Much of what he wrote as fiction is now fact, a part of the frame-work of European governments, and the political truths of his imaginary state are now practically recognized in our own democratic system. As might be expected, in view of the times in which the author wrote, and the exceedingly limited amount of materials which he found ready to his hands for the construction of his social and political edifice, there is a want of proportion and symmetry in the structure. Many of his theories are no doubt impracticable and unsound. But, as a whole, the work is an admirable one, striding in advance of the author's age, and prefiguring a government of religious toleration and political freedom. The following extract from it was doubtless regarded in his day as something worse than folly or the dream of a visionary enthusiast:—
"He judged it wrong to lay down anything rashly, and seemed to doubt whether these different forms of religion might not all come from God, who might inspire men in a different manner, and be pleased with the variety. He therefore thought it to be indecent and foolish for any man to threaten and terrify another, to make him believe what did not strike him as true."

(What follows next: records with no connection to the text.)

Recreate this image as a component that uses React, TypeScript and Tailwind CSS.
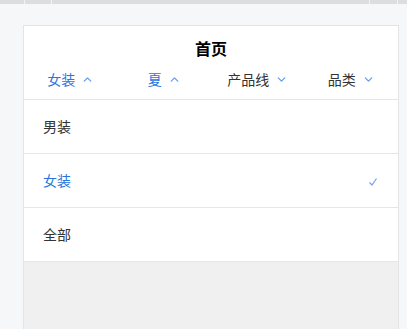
import { ChevronUp, ChevronDown } from 'lucide-react'

const tabs = [
  { label: '女装', active: true },
  { label: '夏', active: true },
  { label: '产品线', active: false },
  { label: '品类', active: false },
]

const options = [
  { label: '男装', selected: false },
  { label: '女装', selected: true },
  { label: '全部', selected: false },
]

export default function App() {
  return (
    <div
      className="w-[407px] h-[329px] bg-[#f6f7f8] flex flex-col overflow-hidden"
      style={{ fontFamily: '"Noto Sans CJK SC", "Noto Sans", sans-serif' }}
    >
      {/* browser strip */}
      <div className="h-[4px] bg-[#dddddd] flex shrink-0">
        <div className="w-[24px]" />
        <div className="w-px bg-[#f2f2f2]" />
        <div className="w-[26px]" />
        <div className="w-px bg-[#f2f2f2]" />
        <div className="w-[317px]" />
        <div className="w-px bg-[#f2f2f2]" />
        <div className="w-[27px]" />
        <div className="w-px bg-[#f2f2f2]" />
        <div className="flex-1" />
      </div>

      <div className="flex-1 pt-[21px] pl-[23px] flex">
        <div className="w-[376px] flex flex-col border-x border-t border-[#e4e4e4] bg-[#f0f0f0]">
          <div className="bg-white border-b border-[#e6e6e6] pb-[10px]">
            <div className="h-[43px] flex items-center justify-center">
              <span className="text-[16px] font-bold text-black leading-none">首页</span>
            </div>
            <div className="grid grid-cols-4 h-[20px] items-center">
              {tabs.map((t) => (
                <div key={t.label} className="flex items-center justify-center gap-[6px]">
                  <span
                    className={`text-[14px] leading-[18px] ${t.active ? 'text-[#2877e0]' : 'text-[#333333]'}`}
                  >
                    {t.label}
                  </span>
                  {t.active ? (
                    <ChevronUp className="w-[13px] h-[13px] text-[#6a9ef0]" strokeWidth={2.5} />
                  ) : (
                    <ChevronDown className="w-[13px] h-[13px] text-[#6a9ef0]" strokeWidth={2.5} />
                  )}
                </div>
              ))}
            </div>
          </div>

          {options.map((o) => (
            <div
              key={o.label}
              className="h-[54px] bg-white border-b border-[#e6e6e6] flex items-center justify-between pl-[19px] pr-[20px]"
            >
              <span className={`text-[14px] ${o.selected ? 'text-[#2877e0]' : 'text-[#333333]'}`}>
                {o.label}
              </span>
              {o.selected && (
                <svg width="10" height="10" viewBox="0 0 10 10" className="mt-[2px]">
                  <path d="M1.5 5.5 L4 8 L8.5 1.5" fill="none" stroke="#7aa4e8" strokeWidth="1.3" />
                </svg>
              )}
            </div>
          ))}
        </div>
      </div>
    </div>
  )
}
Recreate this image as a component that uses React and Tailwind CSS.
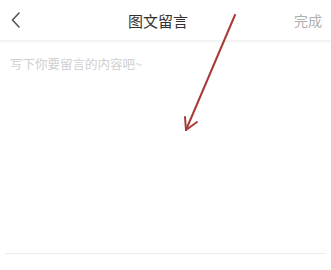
import React from 'react';

export default function App() {
  return (
    <div
      className="relative w-[331px] h-[270px] bg-white overflow-hidden"
      style={{ fontFamily: '"Noto Sans CJK SC", "Noto Sans", sans-serif' }}
    >
      {/* Header */}
      <div className="flex items-center justify-between h-[42px] px-[8px] border-b-2 border-[#f3f3f3]">
        <svg width="12" height="18" viewBox="0 0 12 18" className="ml-[2px]">
          <path d="M9 2 L2.5 9 L9 16" fill="none" stroke="#555" strokeWidth="1.6" strokeLinecap="round" strokeLinejoin="round" />
        </svg>
        <div className="text-[15px] text-[#333] leading-none">图文留言</div>
        <div className="text-[14px] text-[#b0b0b0] leading-none mr-[1px]">完成</div>
      </div>

      {/* Text area */}
      <div className="pt-[16px] h-[212px] border-b border-[#ececec] mx-[5px] pl-[5px]">
        <div className="text-[12.5px] text-[#cfcfcf] leading-none">写下你要留言的内容吧~</div>
      </div>

      {/* Annotation arrow */}
      <svg className="absolute left-0 top-0" width="331" height="270" viewBox="0 0 331 270">
        <g stroke="#a83a36" strokeWidth="2" strokeLinecap="round" fill="none">
          <path d="M235 15 L186 130" />
          <path d="M186 130 L185 117" />
          <path d="M186 130 L197 122" />
        </g>
      </svg>
    </div>
  );
}
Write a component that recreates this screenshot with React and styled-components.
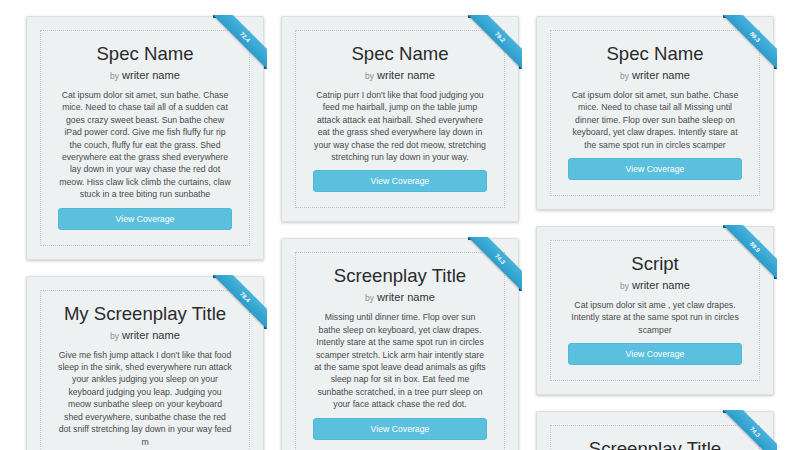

Passing by the "Telemachus" of Fenelon, we come to the political romance of Harrington, written in the time of Cromwell. "Oceana" is the name by which the author represents England; and the republican plan of government which he describes with much minuteness is such as he would have recommended for adoption in case a free commonwealth had been established. It deals somewhat severely with Cromwell's usurpation; yet the author did not hesitate to dedicate it to that remarkable man, who, after carefully reading it, gave it back to his daughter, Lady Claypole, with the remark, full of characteristic bluntness, that "the gentleman need not think to cheat him of his power and authority; for what he had won with the sword he would never suffer himself to be scribbled out of."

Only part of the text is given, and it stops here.